> WHAT TO WORK ON: Reproduce the records below in full and word for word, excluding pictures.

** Begin DATA SUPPLIED **

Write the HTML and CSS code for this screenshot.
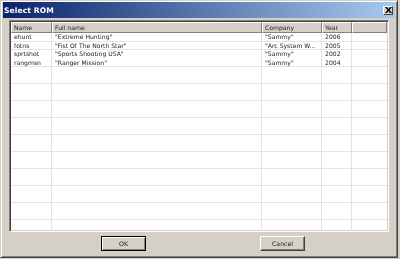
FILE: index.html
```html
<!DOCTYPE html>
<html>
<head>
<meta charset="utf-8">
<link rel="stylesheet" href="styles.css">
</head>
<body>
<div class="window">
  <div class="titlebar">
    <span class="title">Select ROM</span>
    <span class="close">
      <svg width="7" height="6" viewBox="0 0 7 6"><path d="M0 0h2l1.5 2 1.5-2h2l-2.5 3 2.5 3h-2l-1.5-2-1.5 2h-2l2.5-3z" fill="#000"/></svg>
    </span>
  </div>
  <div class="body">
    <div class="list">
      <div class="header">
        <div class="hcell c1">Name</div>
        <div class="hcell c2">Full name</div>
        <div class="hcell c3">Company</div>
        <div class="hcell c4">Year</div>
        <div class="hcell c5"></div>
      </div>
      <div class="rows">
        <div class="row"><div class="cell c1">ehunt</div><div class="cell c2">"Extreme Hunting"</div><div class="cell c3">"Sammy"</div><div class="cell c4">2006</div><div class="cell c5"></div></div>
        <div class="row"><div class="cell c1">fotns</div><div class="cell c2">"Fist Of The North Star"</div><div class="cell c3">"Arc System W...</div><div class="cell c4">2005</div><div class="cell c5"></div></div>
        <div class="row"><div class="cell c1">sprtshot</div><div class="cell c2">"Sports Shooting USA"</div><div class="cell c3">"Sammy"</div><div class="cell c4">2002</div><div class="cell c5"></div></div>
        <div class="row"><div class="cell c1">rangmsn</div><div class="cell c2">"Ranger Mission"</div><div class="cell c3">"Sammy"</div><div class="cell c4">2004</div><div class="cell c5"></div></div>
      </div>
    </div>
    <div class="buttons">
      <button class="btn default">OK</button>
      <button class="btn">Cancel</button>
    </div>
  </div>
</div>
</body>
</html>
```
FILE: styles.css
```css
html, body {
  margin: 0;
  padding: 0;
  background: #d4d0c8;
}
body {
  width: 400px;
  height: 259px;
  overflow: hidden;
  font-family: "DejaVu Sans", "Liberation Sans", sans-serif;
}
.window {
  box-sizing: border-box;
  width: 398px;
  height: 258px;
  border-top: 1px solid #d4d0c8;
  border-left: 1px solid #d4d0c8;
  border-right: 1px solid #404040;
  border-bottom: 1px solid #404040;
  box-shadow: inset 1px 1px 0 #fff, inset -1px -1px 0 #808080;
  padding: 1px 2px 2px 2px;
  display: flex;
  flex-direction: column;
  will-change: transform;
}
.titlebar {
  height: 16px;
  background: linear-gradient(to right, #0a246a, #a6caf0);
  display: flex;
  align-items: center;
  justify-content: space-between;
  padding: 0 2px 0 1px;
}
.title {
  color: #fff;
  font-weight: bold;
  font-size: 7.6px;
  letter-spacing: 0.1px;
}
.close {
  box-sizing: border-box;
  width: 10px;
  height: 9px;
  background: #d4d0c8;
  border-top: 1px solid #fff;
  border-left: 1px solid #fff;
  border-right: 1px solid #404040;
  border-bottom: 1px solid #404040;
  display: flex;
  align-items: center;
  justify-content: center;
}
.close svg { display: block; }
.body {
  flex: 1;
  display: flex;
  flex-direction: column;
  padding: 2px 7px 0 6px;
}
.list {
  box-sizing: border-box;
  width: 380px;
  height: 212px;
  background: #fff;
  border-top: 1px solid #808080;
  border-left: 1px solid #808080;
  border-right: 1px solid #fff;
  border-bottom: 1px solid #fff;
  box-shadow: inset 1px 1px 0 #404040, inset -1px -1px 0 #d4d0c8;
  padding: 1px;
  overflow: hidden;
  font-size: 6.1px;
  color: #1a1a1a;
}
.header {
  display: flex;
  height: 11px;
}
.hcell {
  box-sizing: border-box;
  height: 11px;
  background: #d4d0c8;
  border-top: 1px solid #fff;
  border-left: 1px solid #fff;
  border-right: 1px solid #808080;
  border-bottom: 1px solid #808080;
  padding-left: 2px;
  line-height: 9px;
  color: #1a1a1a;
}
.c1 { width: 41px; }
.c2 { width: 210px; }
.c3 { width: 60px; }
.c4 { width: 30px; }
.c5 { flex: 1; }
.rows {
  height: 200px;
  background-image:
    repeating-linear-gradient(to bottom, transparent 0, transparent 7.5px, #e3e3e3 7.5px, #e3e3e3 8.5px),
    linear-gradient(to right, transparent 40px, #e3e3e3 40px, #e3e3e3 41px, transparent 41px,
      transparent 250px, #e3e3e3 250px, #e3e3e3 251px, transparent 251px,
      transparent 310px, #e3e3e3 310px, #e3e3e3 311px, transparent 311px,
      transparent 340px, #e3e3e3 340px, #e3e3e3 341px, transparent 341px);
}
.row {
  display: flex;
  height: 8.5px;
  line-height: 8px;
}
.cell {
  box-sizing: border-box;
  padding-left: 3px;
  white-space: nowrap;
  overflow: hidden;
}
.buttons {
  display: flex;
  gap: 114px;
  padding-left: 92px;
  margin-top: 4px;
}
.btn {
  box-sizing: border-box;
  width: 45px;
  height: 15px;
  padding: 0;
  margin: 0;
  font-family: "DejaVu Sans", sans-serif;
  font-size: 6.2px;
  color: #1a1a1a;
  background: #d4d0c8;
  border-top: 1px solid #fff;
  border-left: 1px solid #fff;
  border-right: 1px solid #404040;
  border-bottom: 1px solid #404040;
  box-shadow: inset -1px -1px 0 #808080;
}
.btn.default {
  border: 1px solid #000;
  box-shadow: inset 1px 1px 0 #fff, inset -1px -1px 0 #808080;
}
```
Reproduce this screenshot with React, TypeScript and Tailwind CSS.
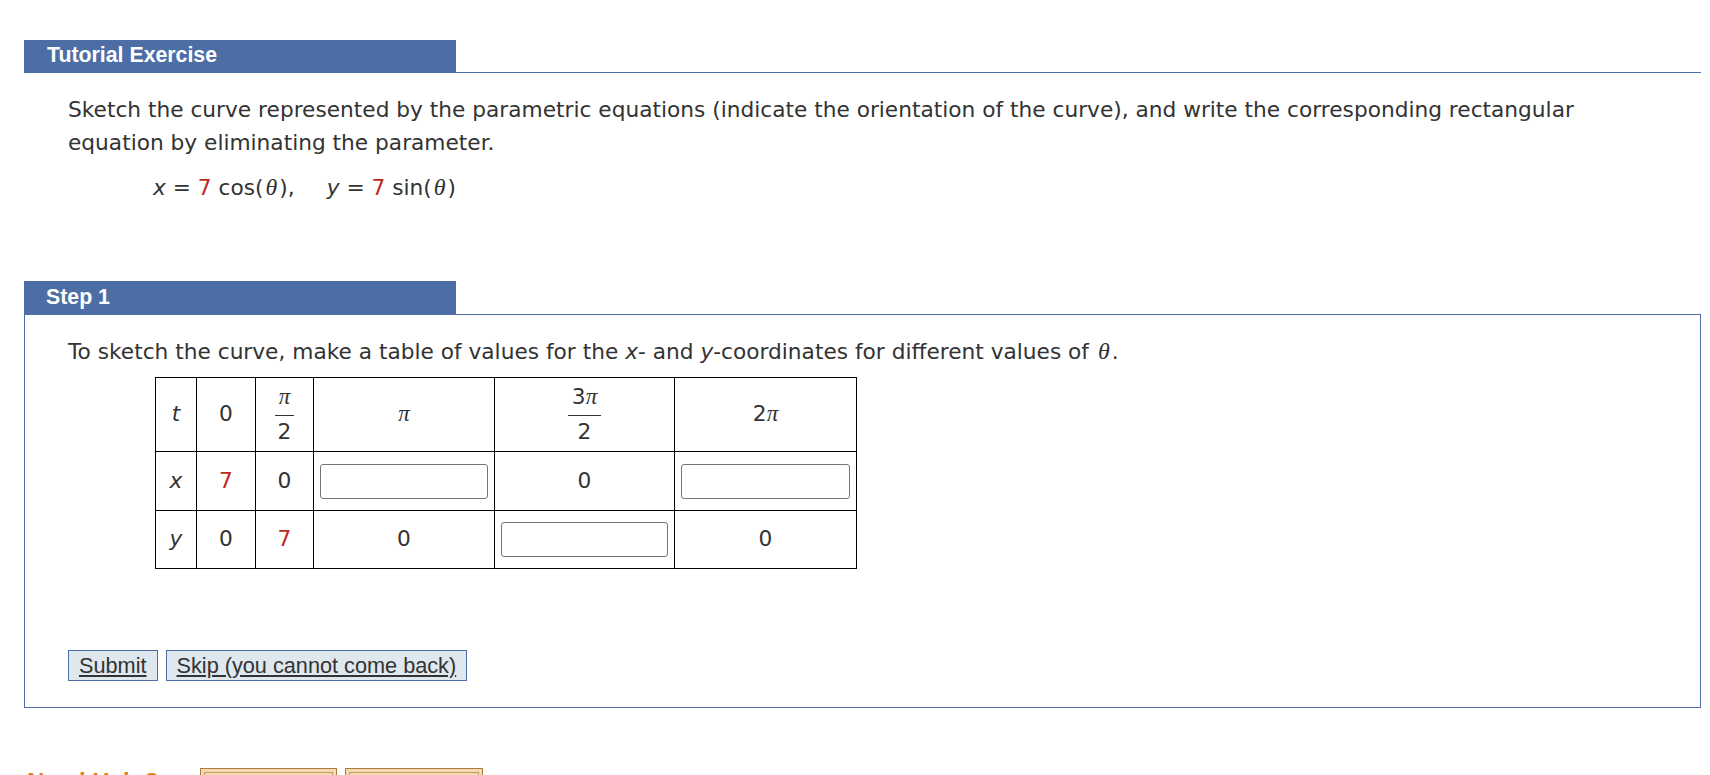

** End DATA SUPPLIED **

> CORRECT RESPONSE:
Write the HTML and CSS code for this screenshot.
FILE: index.html
```html
<!DOCTYPE html>
<html>
<head>
<meta charset="utf-8">
<link rel="stylesheet" href="styles.css">
</head>
<body>
<div class="window">
  <div class="titlebar">
    <span class="title">Select ROM</span>
    <span class="close">
      <svg width="7" height="6" viewBox="0 0 7 6"><path d="M0 0h2l1.5 2 1.5-2h2l-2.5 3 2.5 3h-2l-1.5-2-1.5 2h-2l2.5-3z" fill="#000"/></svg>
    </span>
  </div>
  <div class="body">
    <div class="list">
      <div class="header">
        <div class="hcell c1">Name</div>
        <div class="hcell c2">Full name</div>
        <div class="hcell c3">Company</div>
        <div class="hcell c4">Year</div>
        <div class="hcell c5"></div>
      </div>
      <div class="rows">
        <div class="row"><div class="cell c1">ehunt</div><div class="cell c2">"Extreme Hunting"</div><div class="cell c3">"Sammy"</div><div class="cell c4">2006</div><div class="cell c5"></div></div>
        <div class="row"><div class="cell c1">fotns</div><div class="cell c2">"Fist Of The North Star"</div><div class="cell c3">"Arc System W...</div><div class="cell c4">2005</div><div class="cell c5"></div></div>
        <div class="row"><div class="cell c1">sprtshot</div><div class="cell c2">"Sports Shooting USA"</div><div class="cell c3">"Sammy"</div><div class="cell c4">2002</div><div class="cell c5"></div></div>
        <div class="row"><div class="cell c1">rangmsn</div><div class="cell c2">"Ranger Mission"</div><div class="cell c3">"Sammy"</div><div class="cell c4">2004</div><div class="cell c5"></div></div>
      </div>
    </div>
    <div class="buttons">
      <button class="btn default">OK</button>
      <button class="btn">Cancel</button>
    </div>
  </div>
</div>
</body>
</html>
```
FILE: styles.css
```css
html, body {
  margin: 0;
  padding: 0;
  background: #d4d0c8;
}
body {
  width: 400px;
  height: 259px;
  overflow: hidden;
  font-family: "DejaVu Sans", "Liberation Sans", sans-serif;
}
.window {
  box-sizing: border-box;
  width: 398px;
  height: 258px;
  border-top: 1px solid #d4d0c8;
  border-left: 1px solid #d4d0c8;
  border-right: 1px solid #404040;
  border-bottom: 1px solid #404040;
  box-shadow: inset 1px 1px 0 #fff, inset -1px -1px 0 #808080;
  padding: 1px 2px 2px 2px;
  display: flex;
  flex-direction: column;
  will-change: transform;
}
.titlebar {
  height: 16px;
  background: linear-gradient(to right, #0a246a, #a6caf0);
  display: flex;
  align-items: center;
  justify-content: space-between;
  padding: 0 2px 0 1px;
}
.title {
  color: #fff;
  font-weight: bold;
  font-size: 7.6px;
  letter-spacing: 0.1px;
}
.close {
  box-sizing: border-box;
  width: 10px;
  height: 9px;
  background: #d4d0c8;
  border-top: 1px solid #fff;
  border-left: 1px solid #fff;
  border-right: 1px solid #404040;
  border-bottom: 1px solid #404040;
  display: flex;
  align-items: center;
  justify-content: center;
}
.close svg { display: block; }
.body {
  flex: 1;
  display: flex;
  flex-direction: column;
  padding: 2px 7px 0 6px;
}
.list {
  box-sizing: border-box;
  width: 380px;
  height: 212px;
  background: #fff;
  border-top: 1px solid #808080;
  border-left: 1px solid #808080;
  border-right: 1px solid #fff;
  border-bottom: 1px solid #fff;
  box-shadow: inset 1px 1px 0 #404040, inset -1px -1px 0 #d4d0c8;
  padding: 1px;
  overflow: hidden;
  font-size: 6.1px;
  color: #1a1a1a;
}
.header {
  display: flex;
  height: 11px;
}
.hcell {
  box-sizing: border-box;
  height: 11px;
  background: #d4d0c8;
  border-top: 1px solid #fff;
  border-left: 1px solid #fff;
  border-right: 1px solid #808080;
  border-bottom: 1px solid #808080;
  padding-left: 2px;
  line-height: 9px;
  color: #1a1a1a;
}
.c1 { width: 41px; }
.c2 { width: 210px; }
.c3 { width: 60px; }
.c4 { width: 30px; }
.c5 { flex: 1; }
.rows {
  height: 200px;
  background-image:
    repeating-linear-gradient(to bottom, transparent 0, transparent 7.5px, #e3e3e3 7.5px, #e3e3e3 8.5px),
    linear-gradient(to right, transparent 40px, #e3e3e3 40px, #e3e3e3 41px, transparent 41px,
      transparent 250px, #e3e3e3 250px, #e3e3e3 251px, transparent 251px,
      transparent 310px, #e3e3e3 310px, #e3e3e3 311px, transparent 311px,
      transparent 340px, #e3e3e3 340px, #e3e3e3 341px, transparent 341px);
}
.row {
  display: flex;
  height: 8.5px;
  line-height: 8px;
}
.cell {
  box-sizing: border-box;
  padding-left: 3px;
  white-space: nowrap;
  overflow: hidden;
}
.buttons {
  display: flex;
  gap: 114px;
  padding-left: 92px;
  margin-top: 4px;
}
.btn {
  box-sizing: border-box;
  width: 45px;
  height: 15px;
  padding: 0;
  margin: 0;
  font-family: "DejaVu Sans", sans-serif;
  font-size: 6.2px;
  color: #1a1a1a;
  background: #d4d0c8;
  border-top: 1px solid #fff;
  border-left: 1px solid #fff;
  border-right: 1px solid #404040;
  border-bottom: 1px solid #404040;
  box-shadow: inset -1px -1px 0 #808080;
}
.btn.default {
  border: 1px solid #000;
  box-shadow: inset 1px 1px 0 #fff, inset -1px -1px 0 #808080;
}
```
Reproduce this screenshot with React, TypeScript and Tailwind CSS.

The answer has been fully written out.